Director Drake Doremus reacts as he accepts the Grand Jury Prize: U.S. Dramatic award for the film "Like Crazy" during the 2011 Sundance Film Festival Awards Ceremony in Park City, Utah, on Saturday, Jan. 29, 2011.
Associated Press
PARK CITY — Nearly all of the actors had fled the scene while some directors stayed behind to collect hardware for winning films. Gone, too, were most of the publicists and entourages that add to the sometimes frenetic energy of the Sundance Film Festival.
Still present at the festival were people who love to watch movies, including a lot of Utahns who still packed theaters to milk every last screening possible from the 118 features and 85 documentaries presented for the 2011 version of the annual event. Robert Redford, who makes certain to emphasize in press conferences each year that the event is all about films, must have been pleased — if he was still in town.

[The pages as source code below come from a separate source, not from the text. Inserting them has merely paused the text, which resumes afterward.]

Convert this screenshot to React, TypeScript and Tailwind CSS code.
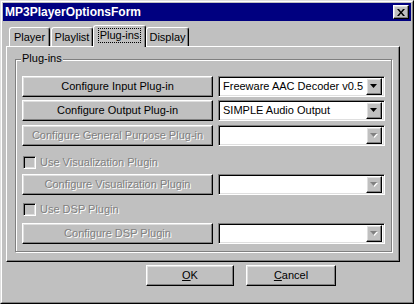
import React from 'react';

const raised =
  'border border-t-white border-l-white border-r-black border-b-black shadow-[inset_-1px_-1px_0_#808080,inset_1px_1px_0_#dfdfdf]';
const sunken =
  'border border-t-[#808080] border-l-[#808080] border-r-white border-b-white shadow-[inset_1px_1px_0_#000,inset_-1px_-1px_0_#dfdfdf]';
const dimText = 'text-[#808080] [text-shadow:1px_1px_0_#ffffff]';

function Arrow({ disabled }: { disabled?: boolean }) {
  return (
    <div className={`w-[16px] h-[17px] bg-[#c0c0c0] flex items-center justify-center ${raised}`}>
      <svg width="8" height="5" viewBox="0 0 8 5">
        {disabled && <path d="M1 1h7L4.5 5z" fill="#ffffff" />}
        <path d="M0 0h7L3.5 4z" fill={disabled ? '#808080' : '#000000'} />
      </svg>
    </div>
  );
}

function Combo({ value, disabled }: { value?: string; disabled?: boolean }) {
  return (
    <div className={`w-[167px] h-[21px] bg-white flex items-center justify-between p-[2px] ${sunken}`}>
      <span className="pl-[2px] text-[11px] text-black leading-none whitespace-nowrap">{value}</span>
      <Arrow disabled={disabled} />
    </div>
  );
}

function PushButton({ label, disabled, width = 'w-[191px]' }: { label: React.ReactNode; disabled?: boolean; width?: string }) {
  return (
    <div className={`${width} h-[21px] bg-[#c0c0c0] flex items-center justify-center text-[11px] leading-none ${raised} ${disabled ? dimText : 'text-black'}`}>
      {label}
    </div>
  );
}

function PluginRow({ label, value, disabled }: { label: string; value?: string; disabled?: boolean }) {
  return (
    <div className="flex items-center gap-[5px]">
      <PushButton label={label} disabled={disabled} />
      <Combo value={value} disabled={disabled} />
    </div>
  );
}

function Check({ label }: { label: string }) {
  return (
    <div className="flex items-center h-[13px] pl-[1px]">
      <div className={`w-[13px] h-[13px] bg-[#c0c0c0] ${sunken}`} />
      <span className={`ml-[4px] text-[11px] leading-none ${dimText}`}>{label}</span>
    </div>
  );
}

function Tab({ label, active, width, className = '' }: { label: string; active?: boolean; width: string; className?: string }) {
  return (
    <div
      className={`${width} ${className} ${
        active ? 'h-[22px] -mb-[1px] relative z-10 pb-[3px]' : 'h-[19px]'
      } bg-[#c0c0c0] rounded-t-[3px] border border-b-0 border-t-white border-l-white border-r-black shadow-[inset_-1px_0_0_#808080] flex items-center justify-center text-[11px] text-black leading-none`}
    >
      {active ? (
        <span className="outline outline-1 outline-dotted outline-black px-[1px] py-[1px]">{label}</span>
      ) : (
        label
      )}
    </div>
  );
}

export default function App() {
  return (
    <div className="w-[414px] h-[304px] bg-[#c0c0c0] font-['Liberation_Sans',Arial,sans-serif] border border-t-[#dfdfdf] border-l-[#dfdfdf] border-r-black border-b-black">
      <div className="h-full border border-t-white border-l-white border-r-[#808080] border-b-[#808080] p-[1px]">
        {/* Title bar */}
        <div className="h-[18px] bg-[#000080] flex items-center justify-between pl-[2px] pr-[2px]">
          <span className="text-white font-bold text-[12px] leading-none">MP3PlayerOptionsForm</span>
          <div className={`w-[16px] h-[14px] bg-[#c0c0c0] flex items-center justify-center ${raised}`}>
            <svg width="8" height="7" viewBox="0 0 8 7">
              <path d="M0 0h2l2 2.5L6 0h2L5 3.5 8 7H6L4 4.5 2 7H0l3-3.5z" fill="#000" />
            </svg>
          </div>
        </div>

        {/* Tabs */}
        <div className="flex items-end h-[25px] pl-[6px]">
          <Tab label="Player" width="w-[41px]" />
          <Tab label="Playlist" width="w-[42px]" className="ml-[1px]" />
          <Tab label="Plug-ins" width="w-[53px]" active />
          <Tab label="Display" width="w-[43px]" className="ml-[0px]" />
        </div>

        {/* Tab page */}
        <div className="ml-[3px] w-[394px] h-[216px] border border-t-white border-l-white border-r-black border-b-black shadow-[inset_-1px_-1px_0_#808080] pt-[12px] pl-[8px]">
          <div className="relative w-[377px] h-[193px] border border-[#808080] shadow-[inset_1px_1px_0_#ffffff,1px_1px_0_#ffffff] pt-[16px] pl-[6px]">
            <span className="absolute -top-[7px] left-[5px] px-[1px] bg-[#c0c0c0] text-[11px] leading-none text-black">Plug-ins</span>
            <div className="flex flex-col">
              <PluginRow label="Configure Input Plug-in" value="Freeware AAC Decoder v0.5" />
              <div className="mt-[3px]">
                <PluginRow label="Configure Output Plug-in" value="SIMPLE Audio Output" />
              </div>
              <div className="mt-[4px]">
                <PluginRow label="Configure General Purpose Plug-in" disabled />
              </div>
              <div className="mt-[10px]">
                <Check label="Use Visualization Plugin" />
              </div>
              <div className="mt-[5px]">
                <PluginRow label="Configure Visualization Plugin" disabled />
              </div>
              <div className="mt-[8px]">
                <Check label="Use DSP Plugin" />
              </div>
              <div className="mt-[7px]">
                <PluginRow label="Configure DSP Plugin" disabled />
              </div>
            </div>
          </div>
        </div>

        {/* Dialog buttons */}
        <div className="flex mt-[3px] ml-[143px] gap-[12px]">
          <PushButton width="w-[88px]" label={<span><span className="underline">O</span>K</span>} />
          <PushButton width="w-[90px]" label={<span><span className="underline">C</span>ancel</span>} />
        </div>
      </div>
    </div>
  );
}
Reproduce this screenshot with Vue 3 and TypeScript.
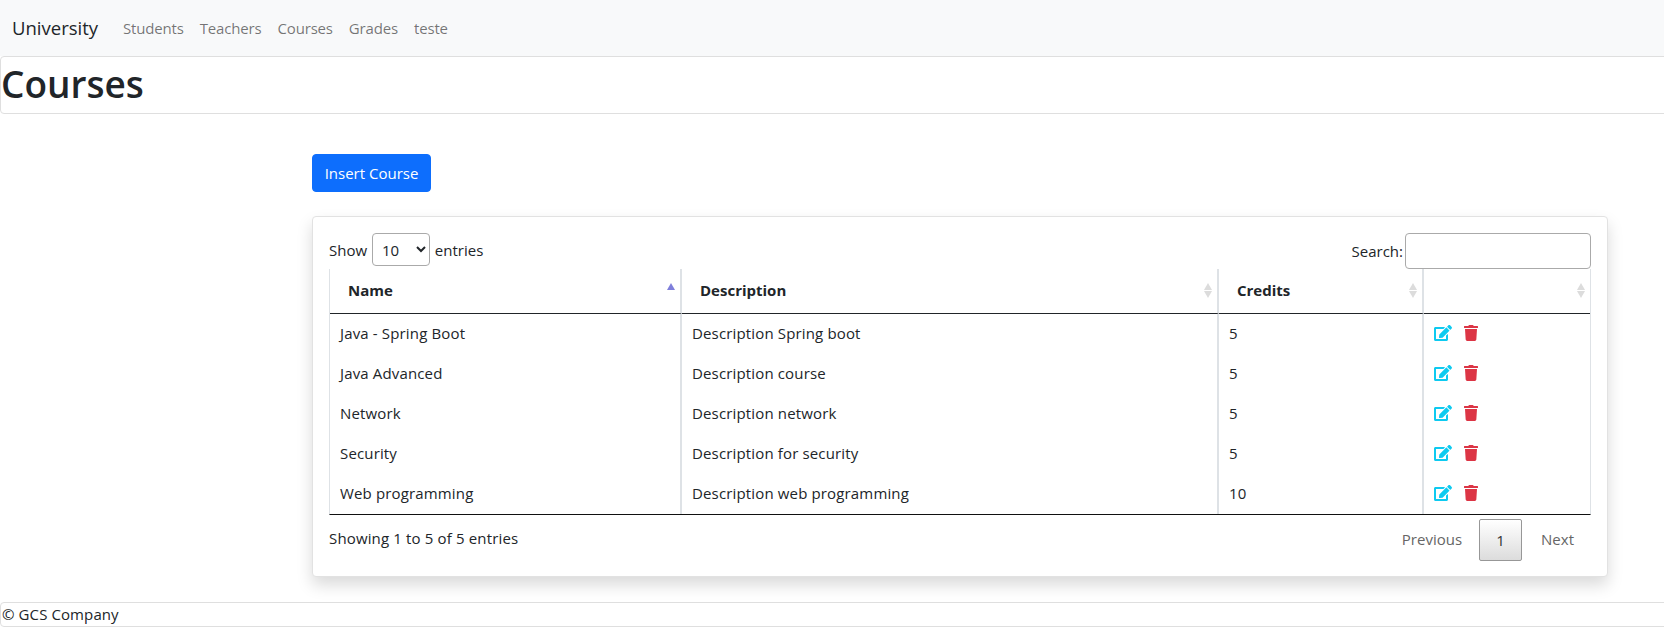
<script setup lang="ts">
interface Course {
  name: string;
  description: string;
  credits: number;
}

const links = ['Students', 'Teachers', 'Courses', 'Grades', 'teste']

const courses: Course[] = [
  { name: 'Java - Spring Boot', description: 'Description Spring boot', credits: 5 },
  { name: 'Java Advanced', description: 'Description course', credits: 5 },
  { name: 'Network', description: 'Description network', credits: 5 },
  { name: 'Security', description: 'Description for security', credits: 5 },
  { name: 'Web programming', description: 'Description web programming', credits: 10 }
]
</script>

<template>
  <div class="page">
    <nav class="navbar">
      <a class="brand" href="#">University</a>
      <a v-for="link in links" :key="link" class="nav-link" href="#">{{ link }}</a>
    </nav>

    <header class="title-card">
      <h1>Courses</h1>
    </header>

    <main class="content">
      <button class="btn-insert" type="button">Insert Course</button>

      <section class="table-card">
        <div class="controls">
          <label class="length">
            Show
            <select>
              <option>10</option>
              <option>25</option>
              <option>50</option>
            </select>
            entries
          </label>
          <label class="search">Search:<input type="search"></label>
        </div>

        <table>
          <thead>
            <tr>
              <th class="col-name">Name<span class="sort asc"></span></th>
              <th class="col-desc">Description<span class="sort"></span></th>
              <th class="col-credits">Credits<span class="sort"></span></th>
              <th class="col-actions"><span class="sort"></span></th>
            </tr>
          </thead>
          <tbody>
            <tr v-for="course in courses" :key="course.name">
              <td>{{ course.name }}</td>
              <td>{{ course.description }}</td>
              <td>{{ course.credits }}</td>
              <td class="actions">
                <svg class="icon-edit" viewBox="0 0 576 512" aria-hidden="true">
                  <path d="M402.6 83.2l90.2 90.2c3.8 3.8 3.8 10 0 13.8L274.4 405.6l-92.8 10.3c-12.4 1.4-22.9-9.1-21.5-21.5l10.3-92.8L388.8 83.2c3.8-3.8 10-3.8 13.8 0zm162-22.9l-48.8-48.8c-15.2-15.2-39.9-15.2-55.2 0l-35.4 35.4c-3.8 3.8-3.8 10 0 13.8l90.2 90.2c3.8 3.8 10 3.8 13.8 0l35.4-35.4c15.2-15.3 15.2-40 0-55.2zM384 346.2V448H64V128h229.8c3.2 0 6.2-1.3 8.5-3.5l40-40c7.6-7.6 2.2-20.5-8.5-20.5H48C21.5 64 0 85.5 0 112v352c0 26.5 21.5 48 48 48h352c26.5 0 48-21.5 48-48V306.2c0-10.7-12.9-16-20.5-8.5l-40 40c-2.2 2.3-3.5 5.3-3.5 8.5z" />
                </svg>
                <svg class="icon-trash" viewBox="0 0 448 512" aria-hidden="true">
                  <path d="M432 32H312l-9.4-18.7A24 24 0 0 0 281.1 0H166.8a23.72 23.72 0 0 0-21.4 13.3L136 32H16A16 16 0 0 0 0 48v32a16 16 0 0 0 16 16h416a16 16 0 0 0 16-16V48a16 16 0 0 0-16-16zM53.2 467a48 48 0 0 0 47.9 45h245.8a48 48 0 0 0 47.9-45L416 128H32z" />
                </svg>
              </td>
            </tr>
          </tbody>
        </table>

        <div class="table-footer">
          <div class="info">Showing 1 to 5 of 5 entries</div>
          <div class="pagination">
            <a href="#">Previous</a>
            <a class="current" href="#">1</a>
            <a href="#">Next</a>
          </div>
        </div>
      </section>
    </main>

    <footer class="site-footer">© GCS Company</footer>
  </div>
</template>

<style>
html,
body {
  margin: 0;
  background: #fff;
}
</style>

<style scoped>
.page {
  overflow: hidden;
  font-family: "Open Sans", "Noto Sans", sans-serif;
  font-size: 15px;
  line-height: 24px;
  color: #212529;
}
a {
  text-decoration: none;
}
.navbar {
  display: flex;
  align-items: center;
  height: 56px;
  padding-left: 12px;
  background: #f8f9fa;
  box-sizing: border-box;
}
.brand {
  font-size: 18.5px;
  color: #212529;
  margin-right: 17px;
}
.nav-link {
  padding: 0 8px;
  color: rgba(0, 0, 0, 0.55);
  letter-spacing: -0.17px;
}
.title-card {
  height: 58px;
  margin-right: -12px;
  border: 1px solid #dfdfdf;
  border-radius: 4px;
  box-sizing: border-box;
}
.title-card h1 {
  margin: 0;
  font-size: 37px;
  line-height: 54px;
  font-weight: 600;
}
.content {
  margin: 40px 56px 0 312px;
}
.btn-insert {
  display: block;
  width: 119px;
  height: 38px;
  padding: 0;
  border: 1px solid #0d6efd;
  border-radius: 4px;
  background: #0d6efd;
  color: #fff;
  font: inherit;
}
.table-card {
  margin-top: 24px;
  height: 361px;
  padding: 16px;
  background: #fff;
  border: 1px solid #e2e2e2;
  border-radius: 4px;
  box-sizing: border-box;
  box-shadow: 0 8px 16px rgba(0, 0, 0, 0.15);
}
.controls {
  display: flex;
  justify-content: space-between;
  align-items: flex-start;
  height: 36px;
}
.length {
  line-height: 32px;
}
.length select {
  width: 58px;
  height: 33px;
  margin: 0 1px;
  padding: 0 0 0 5px;
  border: 1px solid #aaa;
  border-radius: 4px;
  background: #fff;
  color: #212529;
  font: inherit;
}
.search {
  display: flex;
  align-items: center;
}
.search input {
  width: 186px;
  height: 36px;
  margin-left: 2px;
  padding: 0;
  border: 1px solid #aaa;
  border-radius: 4px;
  background: #fff;
  box-sizing: border-box;
}
table {
  width: 1262px;
  table-layout: fixed;
  border-collapse: separate;
  border-spacing: 0;
  border-left: 1px solid #dee2e6;
  border-right: 1px solid #dee2e6;
  border-bottom: 1px solid #111;
  box-sizing: border-box;
}
th {
  position: relative;
  height: 45px;
  padding: 0 18px 2px;
  box-sizing: border-box;
  text-align: left;
  font-weight: 700;
  border-bottom: 1px solid #212529;
  border-right: 2px solid #dee2e6;
}
.col-name {
  width: 352px;
}
.col-desc {
  width: 537px;
}
.col-credits {
  width: 205px;
}
th:last-child,
td:last-child {
  border-right: none;
}
td {
  height: 40px;
  padding: 0 10px 2px;
  box-sizing: border-box;
  border-right: 2px solid #dee2e6;
  letter-spacing: 0.15px;
}
.actions svg {
  display: inline-block;
  height: 16px;
  vertical-align: -2px;
}
.icon-edit {
  width: 18px;
  fill: #0dcaf0;
}
.icon-trash {
  width: 14px;
  margin-left: 12px;
  fill: #dc3545;
}
.sort {
  position: absolute;
  right: 4px;
  top: 14px;
  width: 9px;
  height: 15px;
}
.sort::before,
.sort::after {
  content: "";
  position: absolute;
  left: 0;
  border-left: 4.5px solid transparent;
  border-right: 4.5px solid transparent;
}
.sort::before {
  top: 0;
  border-bottom: 7px solid #dcdcdc;
}
.sort::after {
  bottom: 0;
  border-top: 7px solid #dcdcdc;
}
.sort.asc::before {
  border-bottom-color: #7f7fdb;
}
.sort.asc::after {
  display: none;
}
.table-footer {
  display: flex;
  justify-content: space-between;
  align-items: flex-start;
}
.info {
  padding-top: 11px;
  letter-spacing: 0.15px;
}
.pagination {
  display: flex;
  margin-top: 4px;
  margin-right: 1px;
}
.pagination a {
  height: 42px;
  padding: 0 16px;
  line-height: 40px;
  color: #666;
  box-sizing: border-box;
}
.pagination .current {
  width: 43px;
  padding: 0;
  margin: 0 3px 0 1px;
  text-align: center;
  line-height: 40px;
  color: #333;
  border: 1px solid #979797;
  border-radius: 2px;
  background: linear-gradient(to bottom, #fff 0%, #dcdcdc 100%);
}
.site-footer {
  height: 25px;
  margin-top: 25px;
  margin-right: -12px;
  padding-left: 1px;
  line-height: 23px;
  letter-spacing: 0.1px;
  border: 1px solid #dfdfdf;
  border-radius: 4px;
  box-sizing: border-box;
}
</style>
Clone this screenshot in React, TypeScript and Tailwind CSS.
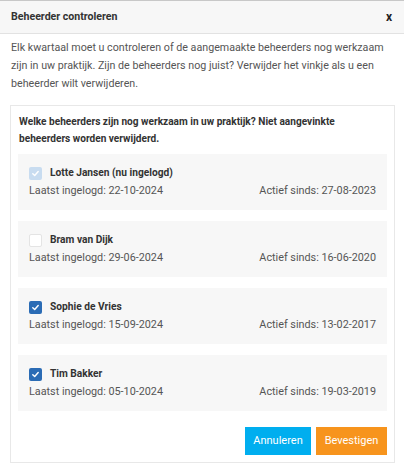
import React from "react";

type Beheerder = {
    naam: string;
    laatst: string;
    sinds: string;
    status: "self" | "on" | "off";
};

const beheerders: Beheerder[] = [
    { naam: "Lotte Jansen (nu ingelogd)", laatst: "22-10-2024", sinds: "27-08-2023", status: "self" },
    { naam: "Bram van Dijk", laatst: "29-06-2024", sinds: "16-06-2020", status: "off" },
    { naam: "Sophie de Vries", laatst: "15-09-2024", sinds: "13-02-2017", status: "on" },
    { naam: "Tim Bakker", laatst: "05-10-2024", sinds: "19-03-2019", status: "on" },
];

function Check({ status }: { status: Beheerder["status"] }) {
    if (status === "off") {
        return <span className="block h-[13px] w-[13px] rounded-[2px] border border-[#e4e4e4] bg-white" />;
    }
    const bg = status === "self" ? "bg-[#c8dcf0]" : "bg-[#2b6cb5]";
    return (
        <span className={`flex h-[13px] w-[13px] items-center justify-center rounded-[2px] ${bg}`}>
            <svg width="9" height="9" viewBox="0 0 10 10" fill="none">
                <path d="M2 5.2 4.1 7.2 8 2.8" stroke="white" strokeWidth="1.6" strokeLinecap="round" strokeLinejoin="round" />
            </svg>
        </span>
    );
}

export default function App() {
    return (
        <div className="h-[472px] w-[404px] overflow-hidden bg-white font-['Roboto',sans-serif] text-[11px]">
            <div className="flex h-[34px] items-center justify-between border-t border-b border-t-[#c8c8c8] border-b-[#e2e2e2] bg-[#f7f7f7] pr-[12px] pl-[11px]">
                <span className="text-[10.6px] font-bold text-[#333]">Beheerder controleren</span>
                <span className="text-[12px] font-bold text-[#222]">x</span>
            </div>

            <p className="mt-[5px] px-[11px] text-[10.7px] leading-[18px] text-[#555]">
                Elk kwartaal moet u controleren of de aangemaakte beheerders nog werkzaam zijn in uw praktijk. Zijn de
                beheerders nog juist? Verwijder het vinkje als u een beheerder wilt verwijderen.
            </p>

            <div className="mx-[10px] mt-[12px] w-[385px] border border-[#e8e8e8] p-[7px]">
                <p className="px-[1px] text-[10.1px] leading-[17px] font-bold text-[#333]">
                    Welke beheerders zijn nog werkzaam in uw praktijk? Niet aangevinkte beheerders worden verwijderd.
                </p>

                <div className="mt-[7px] flex flex-col gap-[11px]">
                    {beheerders.map((b) => (
                        <div key={b.naam} className="h-[56px] bg-[#f7f7f7] px-[11px] py-[10px] leading-[18px]">
                            <div className="flex items-center gap-[8px]">
                                <Check status={b.status} />
                                <span className="text-[10.2px] font-bold text-[#333]">{b.naam}</span>
                            </div>
                            <div className="flex justify-between text-[10.8px] text-[#555]">
                                <span>Laatst ingelogd: {b.laatst}</span>
                                <span>Actief sinds: {b.sinds}</span>
                            </div>
                        </div>
                    ))}
                </div>

                <div className="mt-[16px] flex justify-end gap-[5px]">
                    <button className="h-[28px] w-[66px] bg-[#00aeef] text-white">Annuleren</button>
                    <button className="h-[28px] w-[71px] bg-[#f7941d] text-white">Bevestigen</button>
                </div>
            </div>
        </div>
    );
}
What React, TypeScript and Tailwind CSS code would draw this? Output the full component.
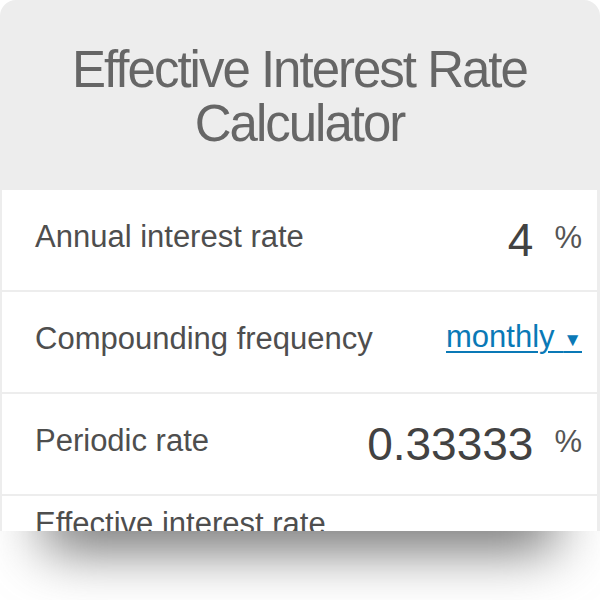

Those hungering for fine films had help from knowing who the winners were and having those films play for the last two days, including at the spacious Eccles Theater, where around 1,300 could squeeze into the auditorium. Saturday night featured Grand Jury dramatic winner "Like Crazy," a remarkably honest and sometimes gutting tale of first love and long-distance romance between a Los Angeles based grad (Anton Yelchin) and his London-dwelling girlfriend (Felicity Jones).
Director Drake Doremus left the celebration party at the awards ceremony and brought many of his crew along to participate in a Q&A with the very receptive audience afterwards. He admitted that the story was largely about his own experiences with young love and relationships that span continents. He suspected such experiences were pretty universal and had the sympathetic audience eating out of his hand when asked if he and his real-life girlfriend that the story was based on were still together.
"We are not together, but we will always be together in some way because of the deep bonding we had from those experiences."
His answer was greeted by a collective sigh and the film was purchased by Paramount Pictures for $4 million and will probably draw more sighs and tears across the country when it hits general release.
A local, jovial, self-described "biggest guy in the theater," in a Saturday night Tower screening of "My Idiot Brother," had managed to see 22 films to that point, despite working 40-hours as usual and with a couple more films likely to fall before the fest officially ended Sunday with the final screening showcasing "The Details."
A round of evening screenings were available for Park City patrons, including another full house expected at the Eccles, but this time for the audience award-winning drama "Circumstance."